**Work to do**
Your task is to repeat all of the data exactly while excluding the pictures.

**Given information**
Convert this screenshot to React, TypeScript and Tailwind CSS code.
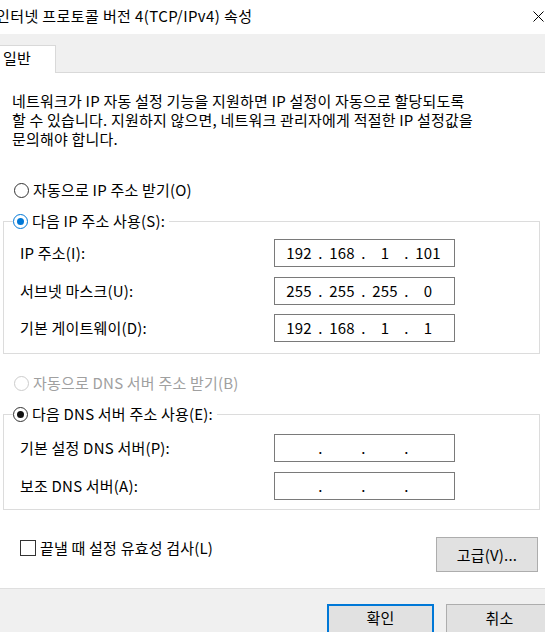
import { Fragment } from 'react';

function Radio({ checked, disabled, accent }: { checked?: boolean; disabled?: boolean; accent?: boolean }) {
  const ring = disabled ? 'border-[#cccccc]' : accent ? 'border-[#0078d7]' : 'border-[#333333]';
  return (
    <span className={`w-[15px] h-[15px] rounded-full border bg-white flex items-center justify-center shrink-0 ${ring}`}>
      {checked && (
        <span className={`w-[7px] h-[7px] rounded-full ${accent ? 'bg-[#0078d7]' : 'bg-[#111111]'}`} />
      )}
    </span>
  );
}

function IpBox({ parts }: { parts: string[] }) {
  return (
    <div className="w-[181px] h-[28px] border border-[#7a7a7a] bg-white flex items-center pl-[6px] leading-[20px]">
      {parts.map((p, i) => (
        <Fragment key={i}>
          <span className="w-[36px] text-center">{p}</span>
          {i < 3 && <span className="w-[7px] text-center">.</span>}
        </Fragment>
      ))}
    </div>
  );
}

function Row({ label, parts }: { label: string; parts: string[] }) {
  return (
    <div className="h-[28px] flex items-center justify-between">
      <span className="leading-[20px]">{label}</span>
      <IpBox parts={parts} />
    </div>
  );
}

export default function App() {
  const empty = ['', '', '', ''];
  return (
    <div className="w-[545px] h-[632px] overflow-hidden bg-white text-black text-[15px] tracking-[0.2px] font-['Noto_Sans_CJK_KR','Noto_Sans',sans-serif] flex flex-col">
      {/* title bar */}
      <div className="h-[34px] shrink-0 flex items-center justify-between pb-[2px]">
        <span className="-ml-[4px] text-[15px] leading-[20px] tracking-[0.4px] whitespace-nowrap">인터넷 프로토콜 버전 4(TCP/IPv4) 속성</span>
        <svg width="11" height="11" viewBox="0 0 11 11" className="mr-[1px]">
          <path d="M0.5 0.5 L10.5 10.5 M10.5 0.5 L0.5 10.5" stroke="#000" strokeWidth="1" fill="none" />
        </svg>
      </div>

      {/* tab strip */}
      <div className="h-[39px] shrink-0 bg-[#f0f0f0] flex items-end">
        <div className="w-[56px] h-[28px] bg-white border-t border-r border-[#d9d9d9] pl-[3px] leading-[24px]">일반</div>
        <div className="flex-1 border-b border-[#d9d9d9]" />
      </div>

      {/* page */}
      <div className="h-[515px] shrink-0 flex flex-col">
        <p className="mt-[18px] ml-[12px] leading-[19px] whitespace-nowrap">
          네트워크가 IP 자동 설정 기능을 지원하면 IP 설정이 자동으로 할당되도록
          <br />
          할 수 있습니다. 지원하지 않으면, 네트워크 관리자에게 적절한 IP 설정값을
          <br />
          문의해야 합니다.
        </p>

        <div className="mt-[32px] ml-[14px] h-[20px] flex items-center gap-[4px]">
          <Radio />
          <span className="leading-[20px]">자동으로 IP 주소 받기(O)</span>
        </div>

        <fieldset className="mt-[11px] ml-[3px] w-[537px] border border-[#dcdcdc] pb-[11px]">
          <legend className="ml-[9px] pr-[4px] h-[20px] flex items-center gap-[4px] bg-white">
            <Radio checked accent />
            <span className="leading-[20px]">다음 IP 주소 사용(S):</span>
          </legend>
          <div className="pt-[8px] pl-[16px] pr-[84px] flex flex-col">
            <Row label="IP 주소(I):" parts={['192', '168', '1', '101']} />
            <div className="mt-[10px]">
              <Row label="서브넷 마스크(U):" parts={['255', '255', '255', '0']} />
            </div>
            <div className="mt-[9px]">
              <Row label="기본 게이트웨이(D):" parts={['192', '168', '1', '1']} />
            </div>
          </div>
        </fieldset>

        <div className="mt-[19px] ml-[14px] h-[20px] flex items-center gap-[4px] text-[#a0a0a0]">
          <Radio disabled />
          <span className="leading-[20px]">자동으로 DNS 서버 주소 받기(B)</span>
        </div>

        <fieldset className="mt-[11px] ml-[3px] w-[537px] border border-[#dcdcdc] pb-[9px]">
          <legend className="ml-[9px] pr-[4px] h-[20px] flex items-center gap-[4px] bg-white">
            <Radio checked />
            <span className="leading-[20px]">다음 DNS 서버 주소 사용(E):</span>
          </legend>
          <div className="pt-[10px] pl-[16px] pr-[84px] flex flex-col gap-[10px]">
            <Row label="기본 설정 DNS 서버(P):" parts={empty} />
            <Row label="보조 DNS 서버(A):" parts={empty} />
          </div>
        </fieldset>

        <div className="mt-[27px] pl-[20px] pr-[7px] flex items-start justify-between">
          <div className="mt-[3px] flex items-center gap-[4px]">
            <span className="w-[16px] h-[16px] border border-[#333333] bg-white shrink-0" />
            <span className="leading-[16px]">끝낼 때 설정 유효성 검사(L)</span>
          </div>
          <button className="w-[102px] h-[35px] bg-[#e1e1e1] border border-[#adadad] leading-[20px]">고급(V)...</button>
        </div>
      </div>

      {/* footer */}
      <div className="flex-1 border-t border-[#dfdfdf] bg-[#f0f0f0] pt-[15px] pl-[327px] flex items-start gap-[12px]">
        <button className="w-[107px] h-[35px] shrink-0 bg-[#e1e1e1] border-2 border-[#0078d7] pt-[1px] flex justify-center items-start leading-[22px]">확인</button>
        <button className="w-[107px] h-[35px] shrink-0 bg-[#e1e1e1] border border-[#adadad] pt-[2px] flex justify-center items-start leading-[22px]">취소</button>
      </div>
    </div>
  );
}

**Written solution**
Convert this screenshot to React, TypeScript and Tailwind CSS code.
import { Fragment } from 'react';

function Radio({ checked, disabled, accent }: { checked?: boolean; disabled?: boolean; accent?: boolean }) {
  const ring = disabled ? 'border-[#cccccc]' : accent ? 'border-[#0078d7]' : 'border-[#333333]';
  return (
    <span className={`w-[15px] h-[15px] rounded-full border bg-white flex items-center justify-center shrink-0 ${ring}`}>
      {checked && (
        <span className={`w-[7px] h-[7px] rounded-full ${accent ? 'bg-[#0078d7]' : 'bg-[#111111]'}`} />
      )}
    </span>
  );
}

function IpBox({ parts }: { parts: string[] }) {
  return (
    <div className="w-[181px] h-[28px] border border-[#7a7a7a] bg-white flex items-center pl-[6px] leading-[20px]">
      {parts.map((p, i) => (
        <Fragment key={i}>
          <span className="w-[36px] text-center">{p}</span>
          {i < 3 && <span className="w-[7px] text-center">.</span>}
        </Fragment>
      ))}
    </div>
  );
}

function Row({ label, parts }: { label: string; parts: string[] }) {
  return (
    <div className="h-[28px] flex items-center justify-between">
      <span className="leading-[20px]">{label}</span>
      <IpBox parts={parts} />
    </div>
  );
}

export default function App() {
  const empty = ['', '', '', ''];
  return (
    <div className="w-[545px] h-[632px] overflow-hidden bg-white text-black text-[15px] tracking-[0.2px] font-['Noto_Sans_CJK_KR','Noto_Sans',sans-serif] flex flex-col">
      {/* title bar */}
      <div className="h-[34px] shrink-0 flex items-center justify-between pb-[2px]">
        <span className="-ml-[4px] text-[15px] leading-[20px] tracking-[0.4px] whitespace-nowrap">인터넷 프로토콜 버전 4(TCP/IPv4) 속성</span>
        <svg width="11" height="11" viewBox="0 0 11 11" className="mr-[1px]">
          <path d="M0.5 0.5 L10.5 10.5 M10.5 0.5 L0.5 10.5" stroke="#000" strokeWidth="1" fill="none" />
        </svg>
      </div>

      {/* tab strip */}
      <div className="h-[39px] shrink-0 bg-[#f0f0f0] flex items-end">
        <div className="w-[56px] h-[28px] bg-white border-t border-r border-[#d9d9d9] pl-[3px] leading-[24px]">일반</div>
        <div className="flex-1 border-b border-[#d9d9d9]" />
      </div>

      {/* page */}
      <div className="h-[515px] shrink-0 flex flex-col">
        <p className="mt-[18px] ml-[12px] leading-[19px] whitespace-nowrap">
          네트워크가 IP 자동 설정 기능을 지원하면 IP 설정이 자동으로 할당되도록
          <br />
          할 수 있습니다. 지원하지 않으면, 네트워크 관리자에게 적절한 IP 설정값을
          <br />
          문의해야 합니다.
        </p>

        <div className="mt-[32px] ml-[14px] h-[20px] flex items-center gap-[4px]">
          <Radio />
          <span className="leading-[20px]">자동으로 IP 주소 받기(O)</span>
        </div>

        <fieldset className="mt-[11px] ml-[3px] w-[537px] border border-[#dcdcdc] pb-[11px]">
          <legend className="ml-[9px] pr-[4px] h-[20px] flex items-center gap-[4px] bg-white">
            <Radio checked accent />
            <span className="leading-[20px]">다음 IP 주소 사용(S):</span>
          </legend>
          <div className="pt-[8px] pl-[16px] pr-[84px] flex flex-col">
            <Row label="IP 주소(I):" parts={['192', '168', '1', '101']} />
            <div className="mt-[10px]">
              <Row label="서브넷 마스크(U):" parts={['255', '255', '255', '0']} />
            </div>
            <div className="mt-[9px]">
              <Row label="기본 게이트웨이(D):" parts={['192', '168', '1', '1']} />
            </div>
          </div>
        </fieldset>

        <div className="mt-[19px] ml-[14px] h-[20px] flex items-center gap-[4px] text-[#a0a0a0]">
          <Radio disabled />
          <span className="leading-[20px]">자동으로 DNS 서버 주소 받기(B)</span>
        </div>

        <fieldset className="mt-[11px] ml-[3px] w-[537px] border border-[#dcdcdc] pb-[9px]">
          <legend className="ml-[9px] pr-[4px] h-[20px] flex items-center gap-[4px] bg-white">
            <Radio checked />
            <span className="leading-[20px]">다음 DNS 서버 주소 사용(E):</span>
          </legend>
          <div className="pt-[10px] pl-[16px] pr-[84px] flex flex-col gap-[10px]">
            <Row label="기본 설정 DNS 서버(P):" parts={empty} />
            <Row label="보조 DNS 서버(A):" parts={empty} />
          </div>
        </fieldset>

        <div className="mt-[27px] pl-[20px] pr-[7px] flex items-start justify-between">
          <div className="mt-[3px] flex items-center gap-[4px]">
            <span className="w-[16px] h-[16px] border border-[#333333] bg-white shrink-0" />
            <span className="leading-[16px]">끝낼 때 설정 유효성 검사(L)</span>
          </div>
          <button className="w-[102px] h-[35px] bg-[#e1e1e1] border border-[#adadad] leading-[20px]">고급(V)...</button>
        </div>
      </div>

      {/* footer */}
      <div className="flex-1 border-t border-[#dfdfdf] bg-[#f0f0f0] pt-[15px] pl-[327px] flex items-start gap-[12px]">
        <button className="w-[107px] h-[35px] shrink-0 bg-[#e1e1e1] border-2 border-[#0078d7] pt-[1px] flex justify-center items-start leading-[22px]">확인</button>
        <button className="w-[107px] h-[35px] shrink-0 bg-[#e1e1e1] border border-[#adadad] pt-[2px] flex justify-center items-start leading-[22px]">취소</button>
      </div>
    </div>
  );
}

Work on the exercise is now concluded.